We witnessed some significant changes in response to this uncomfortable situation, as those with a passion for the plant switched gears to keep going. Prices slowly crept down to be more in line with those provided through illegal dispensaries in hopes of attracting new clientele, and it kind of worked, mainly reeling in the canna-curious and medicinal patients, but we lost a lot of great people along the way, and the payoff still isn’t quite enough to be worthy of celebration.
Just when we thought we’d finally caught a break, as the wave of closures and firings slowed and customers began to take notice, COVID-19 ravaged the world, and everything went dark. In some areas, dispensaries were closed until they received minimal relief with essential business status, and those that remained open had to completely change the way they did things. Non-essential media was the first to go, which meant no events and no way to continue with tradition by networking in person.

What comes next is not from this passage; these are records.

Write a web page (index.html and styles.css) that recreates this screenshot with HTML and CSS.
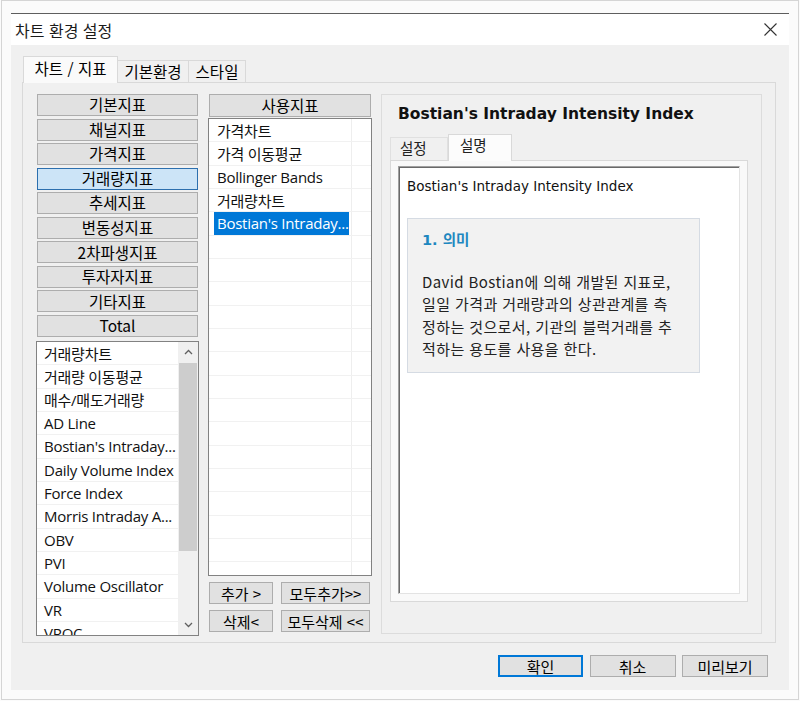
FILE: index.html
```html
<!DOCTYPE html>
<html lang="ko">
<head>
<meta charset="utf-8">
<title>차트 환경 설정</title>
<link rel="stylesheet" href="styles.css">
</head>
<body>
<div class="screen">
  <div class="dialog">
    <div class="titlebar">
      <span class="title">차트 환경 설정</span>
      <svg class="close" width="13" height="13" viewBox="0 0 13 13"><path d="M0.5 0.5L12.5 12.5M12.5 0.5L0.5 12.5" stroke="#333" stroke-width="1.1" fill="none"/></svg>
    </div>
    <div class="body">
      <div class="tabs">
        <div class="tab active t1">차트 / 지표</div>
        <div class="tab t2">기본환경</div>
        <div class="tab t3">스타일</div>
      </div>
      <div class="panel">
        <div class="col1">
          <div class="cats">
            <div class="btn">기본지표</div>
            <div class="btn">채널지표</div>
            <div class="btn">가격지표</div>
            <div class="btn sel">거래량지표</div>
            <div class="btn">추세지표</div>
            <div class="btn">변동성지표</div>
            <div class="btn">2차파생지표</div>
            <div class="btn">투자자지표</div>
            <div class="btn">기타지표</div>
            <div class="btn">Total</div>
          </div>
          <div class="list list1">
            <div class="items">
              <div class="row">거래량차트</div>
              <div class="row">거래량 이동평균</div>
              <div class="row">매수/매도거래량</div>
              <div class="row">AD Line</div>
              <div class="row">Bostian's Intraday...</div>
              <div class="row">Daily Volume Index</div>
              <div class="row">Force Index</div>
              <div class="row">Morris Intraday A...</div>
              <div class="row">OBV</div>
              <div class="row">PVI</div>
              <div class="row">Volume Oscillator</div>
              <div class="row">VR</div>
              <div class="row">VROC</div>
            </div>
            <div class="sb">
              <div class="arrow"><svg width="9" height="6" viewBox="0 0 9 6"><path d="M1 5L4.5 1.5L8 5" stroke="#606060" stroke-width="1.3" fill="none"/></svg></div>
              <div class="thumb"></div>
              <div class="track"></div>
              <div class="arrow"><svg width="9" height="6" viewBox="0 0 9 6"><path d="M1 1L4.5 4.5L8 1" stroke="#606060" stroke-width="1.3" fill="none"/></svg></div>
            </div>
          </div>
        </div>
        <div class="col2">
          <div class="btn head">사용지표</div>
          <div class="list list2">
            <div class="row"><span class="item">가격차트</span></div>
            <div class="row"><span class="item">가격 이동평균</span></div>
            <div class="row"><span class="item">Bollinger Bands</span></div>
            <div class="row"><span class="item">거래량차트</span></div>
            <div class="row"><span class="item sel">Bostian's Intraday...</span></div>
            <div class="row"></div>
            <div class="row"></div>
            <div class="row"></div>
            <div class="row"></div>
            <div class="row"></div>
            <div class="row"></div>
            <div class="row"></div>
            <div class="row"></div>
            <div class="row"></div>
            <div class="row"></div>
            <div class="row"></div>
            <div class="row"></div>
            <div class="row"></div>
            <div class="row"></div>
            <div class="row"></div>
          </div>
          <div class="btnrow">
            <div class="btn small">추가 &gt;</div>
            <div class="btn wide">모두추가&gt;&gt;</div>
          </div>
          <div class="btnrow">
            <div class="btn small">삭제&lt;</div>
            <div class="btn wide">모두삭제 &lt;&lt;</div>
          </div>
        </div>
        <div class="group">
          <div class="group-title">Bostian's Intraday Intensity Index</div>
          <div class="subtabs">
            <div class="subtab">설정</div>
            <div class="subtab active">설명</div>
          </div>
          <div class="subpanel">
            <div class="textbox">
              <div class="lead">Bostian's Intraday Intensity Index</div>
              <div class="note">
                <h4>1. 의미</h4>
                <p>David Bostian에 의해 개발된 지표로,<br>일일 가격과 거래량과의 상관관계를 측<br>정하는 것으로서, 기관의 블럭거래를 추<br>적하는 용도를 사용을 한다.</p>
              </div>
            </div>
          </div>
        </div>
      </div>
      <div class="footer">
        <div class="btn fbtn ok">확인</div>
        <div class="btn fbtn">취소</div>
        <div class="btn fbtn">미리보기</div>
      </div>
    </div>
  </div>
</div>
</body>
</html>
```

FILE: styles.css
```css
* { box-sizing: border-box; }
html, body { margin: 0; padding: 0; background: #fbfbfb; }
body { font-family: "Noto Sans CJK KR", sans-serif; color: #000; }

.screen {
  width: 798px; height: 700px; margin: 0 1px;
  border: 1px solid #d5d5d5;
  padding: 12px 0 0 9px;
  background: #fbfbfb;
}
.dialog {
  width: 778px; height: 677px;
  border-top: 1px solid #5e5e5e;
  display: flex; flex-direction: column;
}
.titlebar {
  height: 31px; background: #fff;
  display: flex; align-items: center; justify-content: space-between;
  padding: 0 12px 0 4px;
}
.title { font-size: 16px; color: #1a1a1a; line-height: 1; }
.close { display: block; }

.body { flex: 1; background: #f0f0f0; padding: 11px 13px 0 11px; }

.tabs { display: flex; align-items: flex-end; height: 26px; padding-left: 1px; }
.tab {
  height: 22px; border: 1px solid #d9d9d9; border-bottom: none;
  background: #f0f0f0; font-size: 15.5px; line-height: 1;
  display: flex; align-items: center; justify-content: center;
  margin-left: -1px;
}
.tab.active {
  height: 27px; margin-bottom: -1px; margin-left: 0;
  background: #fafafa; position: relative; z-index: 1; padding-bottom: 2px;
}
.t1 { width: 95px; }
.t2 { width: 72px; }
.t3 { width: 58px; }

.panel {
  width: 754px; height: 561px;
  border: 1px solid #d9d9d9; background: #f0f0f0;
  padding: 11px 13px 0 13px;
  display: flex; gap: 9px; align-items: flex-start;
}

.btn {
  height: 22px; background: #e1e1e1; border: 1px solid #adadad;
  font-size: 15px; line-height: 1; color: #000;
  display: flex; align-items: center; justify-content: center;
  white-space: nowrap;
}

.col1 { width: 163px; display: flex; flex-direction: column; }
.cats { display: flex; flex-direction: column; gap: 2.55px; padding: 0 1px; }
.cats .btn { font-size: 15.5px; }
.cats .btn.sel { background: #cce4f7; border-color: #2c6fae; }

.list { background: #fff; border: 1px solid #828282; overflow: hidden; }
.row {
  height: 23.33px; border-bottom: 1px solid #f1f1f1;
  display: flex; align-items: center;
  font-family: "Open Sans", "Noto Sans CJK KR", sans-serif; font-size: 15px;
  letter-spacing: -0.25px;
  white-space: nowrap; overflow: hidden; color: #111;
}
.list1 { height: 295px; margin-top: 4px; display: flex; }
.list1 .items { width: 141px; overflow: hidden; }
.list1 .row { padding-left: 7px; }

.sb { width: 20px; background: #f0f0f0; display: flex; flex-direction: column; align-items: center; }
.sb .arrow { height: 20px; width: 20px; display: flex; align-items: center; justify-content: center; }
.sb .thumb { width: 18px; height: 188px; background: #cdcdcd; margin-top: 1px; }
.sb .track { flex: 1; }

.col2 { width: 164px; display: flex; flex-direction: column; }
.btn.head { height: 23px; margin: 0 1px; font-size: 15.5px; }
.list2 {
  height: 458px; margin-top: 1px;
  background-image: linear-gradient(to right, transparent 142px, #eeeeee 142px, #eeeeee 143px, transparent 143px);
}
.list2 .row { background: transparent; }
.list2 .item { margin-left: 5px; width: 135px; height: 100%; padding-left: 3px; display: flex; align-items: center; overflow: hidden; }
.list2 .item.sel { background: #0078d7; color: #fff; }

.btnrow { display: flex; gap: 8px; padding: 0 1px; margin-top: 6px; }
.btn.small { width: 64px; }
.btn.wide { width: 89px; }

.group {
  width: 381px; height: 540px;
  border: 1px solid #dcdcdc; background: #f0f0f0;
  padding: 0 13px 0 8px;
}
.group-title {
  margin-top: 9px; height: 20px; padding-left: 8px;
  font-family: "DejaVu Sans", "Noto Sans CJK KR", sans-serif;
  font-weight: bold; font-size: 15.5px; line-height: 20px; color: #111;
  white-space: nowrap;
}
.subtabs { display: flex; align-items: flex-end; height: 26px; margin-top: 10px; }
.subtab {
  width: 58px; height: 23px;
  border: 1px solid #e0e0e0; border-bottom: none; background: #f0f0f0;
  font-size: 14.5px; line-height: 16px; padding: 2px 0 0 9px; color: #222;
}
.subtab.active {
  width: 64px; height: 27px; margin-bottom: -1px;
  background: #fcfcfc; border-color: #d9d9d9;
  padding: 2px 0 0 11px; position: relative; z-index: 1;
}
.subpanel {
  height: 442px; border: 1px solid #d9d9d9; background: #f9f9f9;
  padding: 5px 7px 7px 7px;
}
.textbox {
  height: 428px; background: #fff;
  border-top: 1px solid #a0a0a0; border-left: 1px solid #a0a0a0;
  border-right: 1px solid #e3e3e3; border-bottom: 1px solid #e3e3e3;
  box-shadow: inset 1px 1px 0 #696969;
  padding: 9px 0 0 8px;
}
.lead {
  font-family: "DejaVu Sans", "Noto Sans CJK KR", sans-serif;
  font-size: 13.5px; line-height: 20px; color: #111; white-space: nowrap;
}
.note {
  margin-top: 22px; width: 293px; height: 155px;
  background: #f2f2f2; border: 1px solid #d5dbe3;
  padding: 11px 0 0 14px;
}
.note h4 {
  margin: 0; font-family: "DejaVu Sans", "Noto Sans CJK KR", sans-serif;
  font-weight: bold; font-size: 14.5px; line-height: 20px; color: #1e88c0;
}
.note p {
  margin: 21px 0 0; font-family: "Noto Sans CJK KR", sans-serif;
  font-size: 15px; letter-spacing: 0.4px; line-height: 22.3px; color: #222; white-space: nowrap;
}

.footer { display: flex; justify-content: flex-end; gap: 6.5px; margin-top: 12px; padding-right: 8px; }
.fbtn { width: 86px; }
.fbtn.ok { width: 85px; border: 2px solid #0078d7; }
```
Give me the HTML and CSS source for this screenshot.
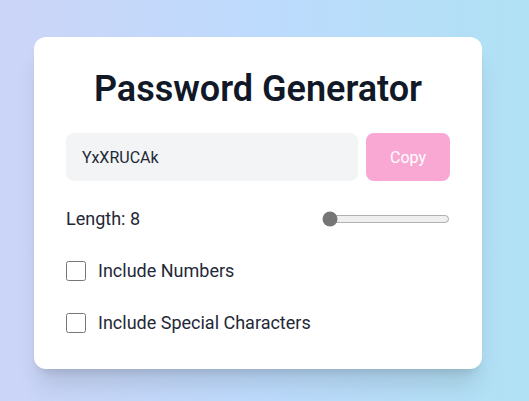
FILE: index.html
```html
<!DOCTYPE html>
<html lang="en">
<head>
<meta charset="utf-8">
<title>Password Generator</title>
<link rel="stylesheet" href="styles.css">
</head>
<body>
<main class="page">
  <section class="card">
    <h1 class="title">Password Generator</h1>
    <div class="output-row">
      <input class="output" type="text" value="YxXRUCAk" readonly>
      <button class="copy" type="button">Copy</button>
    </div>
    <div class="row length-row">
      <label class="label" for="len">Length: 8</label>
      <input id="len" class="range" type="range" min="8" max="32" value="8">
    </div>
    <label class="row check-row">
      <input class="check" type="checkbox">
      <span class="label">Include Numbers</span>
    </label>
    <label class="row check-row">
      <input class="check" type="checkbox">
      <span class="label">Include Special Characters</span>
    </label>
  </section>
</main>
</body>
</html>
```
FILE: styles.css
```css
* { box-sizing: border-box; }
html, body { margin: 0; padding: 0; }
body {
  font-family: Roboto, "Noto Sans", sans-serif;
  color: #1f2937;
}
.page {
  min-height: 401px;
  display: flex;
  align-items: center;
  justify-content: center;
  padding: 5px 13px 0 0;
  background: linear-gradient(to right, #ccd5f7, #bddbfd 50%, #b0e1f4);
}
.card {
  width: 448px;
  background: #fff;
  border-radius: 12px;
  padding: 32px;
  box-shadow: 0 20px 25px -5px rgba(0,0,0,0.12), 0 8px 10px -6px rgba(0,0,0,0.12);
}
.title {
  margin: 0 0 24px;
  text-align: center;
  font-size: 36px;
  line-height: 40px;
  font-weight: 600;
  color: #111827;
}
.output-row {
  display: flex;
  gap: 8px;
  margin-bottom: 24px;
}
.output {
  flex: 1;
  min-width: 0;
  height: 48px;
  border: none;
  border-radius: 8px;
  background: #f3f4f6;
  padding: 0 16px;
  font: inherit;
  font-size: 16px;
  color: #1f2937;
  outline: none;
}
.copy {
  width: 84px;
  height: 48px;
  border: none;
  border-radius: 8px;
  background: #f9a8d4;
  color: #fff;
  font: inherit;
  font-size: 16px;
}
.row {
  display: flex;
  align-items: center;
  height: 28px;
  margin-bottom: 24px;
}
.row:last-child { margin-bottom: 0; }
.length-row { justify-content: space-between; }
.label {
  font-size: 18px;
  line-height: 28px;
  color: #1f2937;
}
.range { width: 128px; margin: 0; accent-color: #767676; }
.check-row { gap: 12px; }
.check {
  width: 20px;
  height: 20px;
  margin: 0;
}
```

Pot shops experienced a small windfall when customers started buying large amounts of cannabis in hopes of reducing the number of trips they had to make into public during a pandemic, but it didn’t last long before they too, found that sales rates plummeted. Now, all businesses and industries have been put through the wringer, as social distancing, mask mandates, and fear costed them dearly, but the pot industry is the only one that wasn’t given the time it needed to recover from a rocky beginning.
Surprisingly, we haven't seen too much more for large-scale shutdowns, and most businesses that have made it this far are doing well enough to have hope for the future. Sadly, most are still barely making it by, and the staggering number of black-market competitors has a lot to do with it. One study which looked at the effects of an illicit pot shop on legal the closest legal one suggests that for every illegal dealer that’s shut down, sales improve by as much as 10% for licensed stores.
That’s an incredible difference and now that the stakes are so high, so are the tempers of those who have it all on the line. The trouble is that it’s not so black and white as our current laws have most believing. Many of these shunned entrepreneurs also had big dreams of getting in on legal weed, and the current system of checks and balances did nothing but hold them back. These are legacy dealers, and they’re the ones who sparked our obsessive visions of what could be possible in an open industry.
Now we sit on the precipice of what could be either a landslide downfall or our greatest achievements, and there is no one that knows this more than cannabis industry professionals. What our lawmakers, consumers and businesses decide to do today could make or break our future. Yes, it all really is that fragile. Though most would point towards the millions that have been made over these last couple of years as evidence of success, we haven't really seen anything yet, and most of what we do see is a facade anyway.
The cannabis industry is still breathing, flowing with lifelong ambitions, passions, and spectacular ideas that could change the world but it’s not likely to truly flourish until we let go of the past, and usher in a new era that treats all green professionals as equal, law-abiding adults who are entirely capable of making decisions for themselves. We need to weld the legacy and new-age businesses together in a solid partnership, and we need the freedom to make it happen. Otherwise, the future for all industry players could be pretty bleak.